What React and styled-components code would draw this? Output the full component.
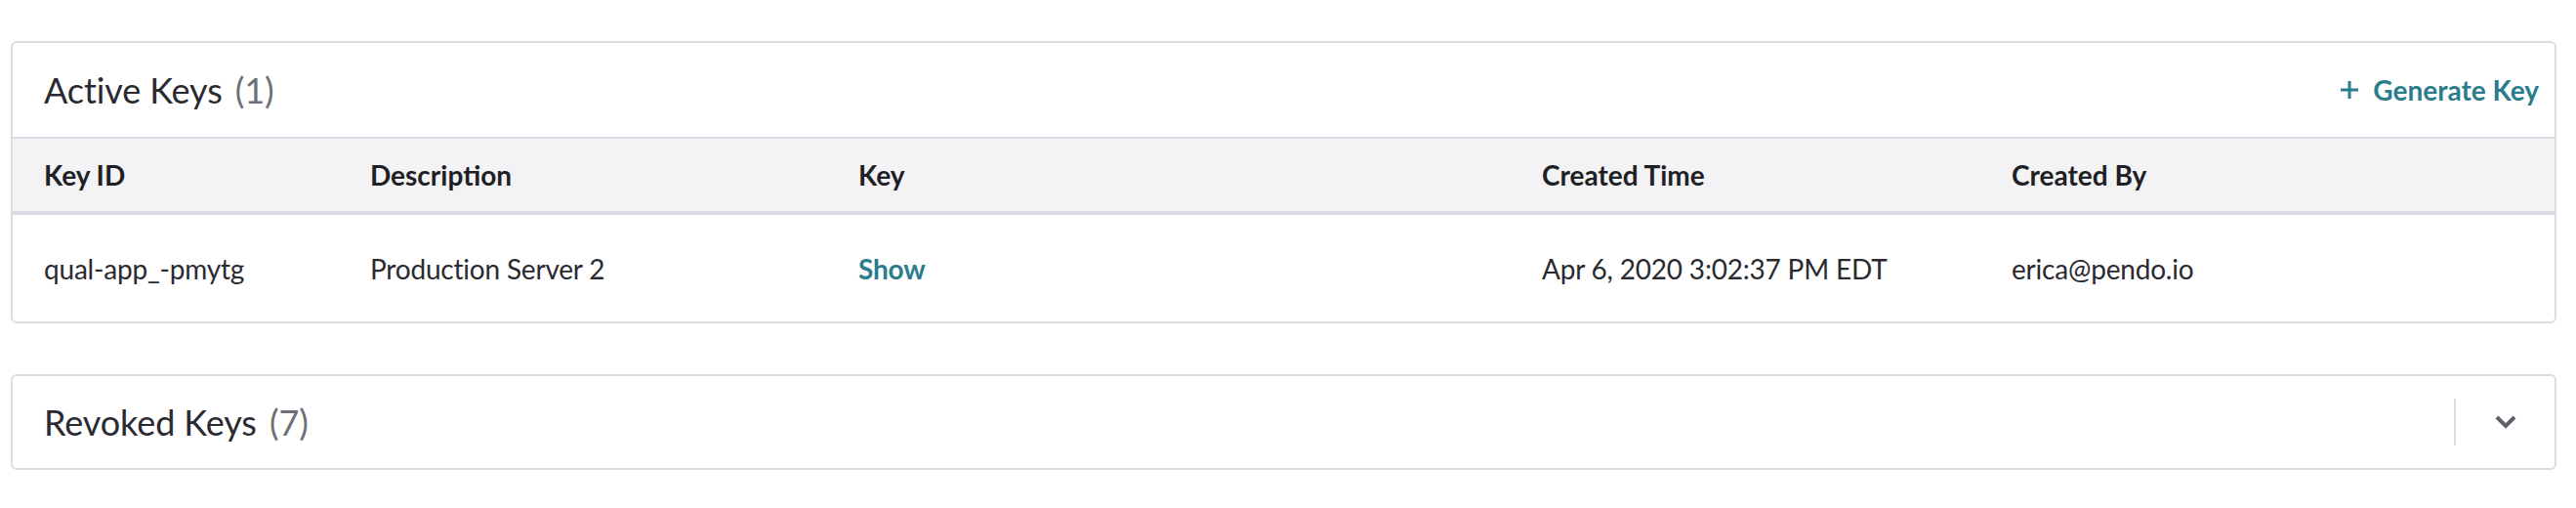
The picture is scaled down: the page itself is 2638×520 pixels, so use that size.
import React from 'react'
import styled, { createGlobalStyle } from 'styled-components'

const GlobalStyle = createGlobalStyle`
  html, body {
    margin: 0;
    padding: 0;
    background: #ffffff;
  }
  body {
    font-family: Lato, "Liberation Sans", sans-serif;
    color: #2a2a31;
  }
`

const keys = [
  {
    id: 'qual-app_-pmytg',
    description: 'Production Server 2',
    created: 'Apr 6, 2020 3:02:37 PM EDT',
    createdBy: 'erica@pendo.io',
  },
]

const columns = ['Key ID', 'Description', 'Key', 'Created Time', 'Created By']

const App = () => {
  return (
    <>
      <GlobalStyle />
      <Page>
        <Panel>
          <PanelHeader $height={96} $divided>
            <Title>
              Active Keys <Count>(1)</Count>
            </Title>
            <GenerateButton type="button">
              <PlusIcon />
              Generate Key
            </GenerateButton>
          </PanelHeader>

          <HeaderRow>
            {columns.map((c) => (
              <HeadCell key={c}>{c}</HeadCell>
            ))}
          </HeaderRow>

          {keys.map((k) => (
            <DataRow key={k.id}>
              <Cell>{k.id}</Cell>
              <Cell>{k.description}</Cell>
              <Cell>
                <ShowLink href="#">Show</ShowLink>
              </Cell>
              <Cell>{k.created}</Cell>
              <Cell>{k.createdBy}</Cell>
            </DataRow>
          ))}
        </Panel>

        <Panel>
          <PanelHeader $height={94}>
            <Title>
              Revoked Keys <Count>(7)</Count>
            </Title>
            <ToggleButton type="button" aria-label="Expand">
              <ChevronIcon />
            </ToggleButton>
          </PanelHeader>
        </Panel>
      </Page>
    </>
  )
}

const PlusIcon = () => (
  <svg width="20" height="20" viewBox="0 0 20 20" aria-hidden="true">
    <path d="M10 1v18M1 10h18" stroke="currentColor" strokeWidth="3" fill="none" />
  </svg>
)

const ChevronIcon = () => (
  <svg width="22" height="14" viewBox="0 0 22 14" aria-hidden="true">
    <polyline
      points="2,2 11,11 20,2"
      stroke="#5e6068"
      strokeWidth="4"
      fill="none"
      strokeLinejoin="miter"
    />
  </svg>
)

const Page = styled.div`
  padding: 42px 20px 0 11px;
  display: flex;
  flex-direction: column;
  gap: 52px;
`

const Panel = styled.section`
  border: 2px solid #dadce4;
  border-radius: 6px;
  background: #fff;
  overflow: hidden;
`

const PanelHeader = styled.div`
  height: ${({ $height }) => $height}px;
  display: flex;
  align-items: center;
  justify-content: space-between;
  padding-left: 32px;
  border-bottom: ${({ $divided }) => ($divided ? '2px solid #dadce4' : 'none')};
`

const Title = styled.h2`
  margin: 0;
  font-size: 36px;
  font-weight: 400;
  color: #2a2a31;
  letter-spacing: -0.1px;
`

const Count = styled.span`
  margin-left: 4px;
  color: #6d6f78;
`

const GenerateButton = styled.button`
  display: flex;
  align-items: center;
  gap: 14px;
  margin-right: 16px;
  padding: 0;
  border: none;
  background: none;
  font-family: inherit;
  font-size: 28px;
  font-weight: 700;
  color: #2b7d8c;
  cursor: pointer;
`

const ToggleButton = styled.button`
  width: 103px;
  height: 48px;
  display: flex;
  align-items: center;
  justify-content: center;
  padding: 0;
  border: none;
  border-left: 2px solid #dadce4;
  background: none;
  cursor: pointer;
`

const gridCols = '334px 500px 700px 481px 1fr'

const HeaderRow = styled.div`
  display: grid;
  grid-template-columns: ${gridCols};
  height: 74px;
  align-items: center;
  background: #f3f3f5;
  border-bottom: 4px solid #dadce4;
`

const HeadCell = styled.div`
  padding-left: 32px;
  font-size: 28px;
  font-weight: 700;
  color: #1f1f25;
`

const DataRow = styled.div`
  display: grid;
  grid-template-columns: ${gridCols};
  height: 109px;
  align-items: center;
`

const Cell = styled.div`
  padding-left: 32px;
  font-size: 28px;
  color: #2a2a31;
  letter-spacing: -0.2px;
`

const ShowLink = styled.a`
  color: #2b7d8c;
  font-weight: 700;
  text-decoration: none;
`

export default App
***
» Instructions for the task:
Leave the pictures out and output the rest of the listing exactly.

» Reply:
What React and styled-components code would draw this? Output the full component.
The picture is scaled down: the page itself is 2638×520 pixels, so use that size.
import React from 'react'
import styled, { createGlobalStyle } from 'styled-components'

const GlobalStyle = createGlobalStyle`
  html, body {
    margin: 0;
    padding: 0;
    background: #ffffff;
  }
  body {
    font-family: Lato, "Liberation Sans", sans-serif;
    color: #2a2a31;
  }
`

const keys = [
  {
    id: 'qual-app_-pmytg',
    description: 'Production Server 2',
    created: 'Apr 6, 2020 3:02:37 PM EDT',
    createdBy: 'erica@pendo.io',
  },
]

const columns = ['Key ID', 'Description', 'Key', 'Created Time', 'Created By']

const App = () => {
  return (
    <>
      <GlobalStyle />
      <Page>
        <Panel>
          <PanelHeader $height={96} $divided>
            <Title>
              Active Keys <Count>(1)</Count>
            </Title>
            <GenerateButton type="button">
              <PlusIcon />
              Generate Key
            </GenerateButton>
          </PanelHeader>

          <HeaderRow>
            {columns.map((c) => (
              <HeadCell key={c}>{c}</HeadCell>
            ))}
          </HeaderRow>

          {keys.map((k) => (
            <DataRow key={k.id}>
              <Cell>{k.id}</Cell>
              <Cell>{k.description}</Cell>
              <Cell>
                <ShowLink href="#">Show</ShowLink>
              </Cell>
              <Cell>{k.created}</Cell>
              <Cell>{k.createdBy}</Cell>
            </DataRow>
          ))}
        </Panel>

        <Panel>
          <PanelHeader $height={94}>
            <Title>
              Revoked Keys <Count>(7)</Count>
            </Title>
            <ToggleButton type="button" aria-label="Expand">
              <ChevronIcon />
            </ToggleButton>
          </PanelHeader>
        </Panel>
      </Page>
    </>
  )
}

const PlusIcon = () => (
  <svg width="20" height="20" viewBox="0 0 20 20" aria-hidden="true">
    <path d="M10 1v18M1 10h18" stroke="currentColor" strokeWidth="3" fill="none" />
  </svg>
)

const ChevronIcon = () => (
  <svg width="22" height="14" viewBox="0 0 22 14" aria-hidden="true">
    <polyline
      points="2,2 11,11 20,2"
      stroke="#5e6068"
      strokeWidth="4"
      fill="none"
      strokeLinejoin="miter"
    />
  </svg>
)

const Page = styled.div`
  padding: 42px 20px 0 11px;
  display: flex;
  flex-direction: column;
  gap: 52px;
`

const Panel = styled.section`
  border: 2px solid #dadce4;
  border-radius: 6px;
  background: #fff;
  overflow: hidden;
`

const PanelHeader = styled.div`
  height: ${({ $height }) => $height}px;
  display: flex;
  align-items: center;
  justify-content: space-between;
  padding-left: 32px;
  border-bottom: ${({ $divided }) => ($divided ? '2px solid #dadce4' : 'none')};
`

const Title = styled.h2`
  margin: 0;
  font-size: 36px;
  font-weight: 400;
  color: #2a2a31;
  letter-spacing: -0.1px;
`

const Count = styled.span`
  margin-left: 4px;
  color: #6d6f78;
`

const GenerateButton = styled.button`
  display: flex;
  align-items: center;
  gap: 14px;
  margin-right: 16px;
  padding: 0;
  border: none;
  background: none;
  font-family: inherit;
  font-size: 28px;
  font-weight: 700;
  color: #2b7d8c;
  cursor: pointer;
`

const ToggleButton = styled.button`
  width: 103px;
  height: 48px;
  display: flex;
  align-items: center;
  justify-content: center;
  padding: 0;
  border: none;
  border-left: 2px solid #dadce4;
  background: none;
  cursor: pointer;
`

const gridCols = '334px 500px 700px 481px 1fr'

const HeaderRow = styled.div`
  display: grid;
  grid-template-columns: ${gridCols};
  height: 74px;
  align-items: center;
  background: #f3f3f5;
  border-bottom: 4px solid #dadce4;
`

const HeadCell = styled.div`
  padding-left: 32px;
  font-size: 28px;
  font-weight: 700;
  color: #1f1f25;
`

const DataRow = styled.div`
  display: grid;
  grid-template-columns: ${gridCols};
  height: 109px;
  align-items: center;
`

const Cell = styled.div`
  padding-left: 32px;
  font-size: 28px;
  color: #2a2a31;
  letter-spacing: -0.2px;
`

const ShowLink = styled.a`
  color: #2b7d8c;
  font-weight: 700;
  text-decoration: none;
`

export default App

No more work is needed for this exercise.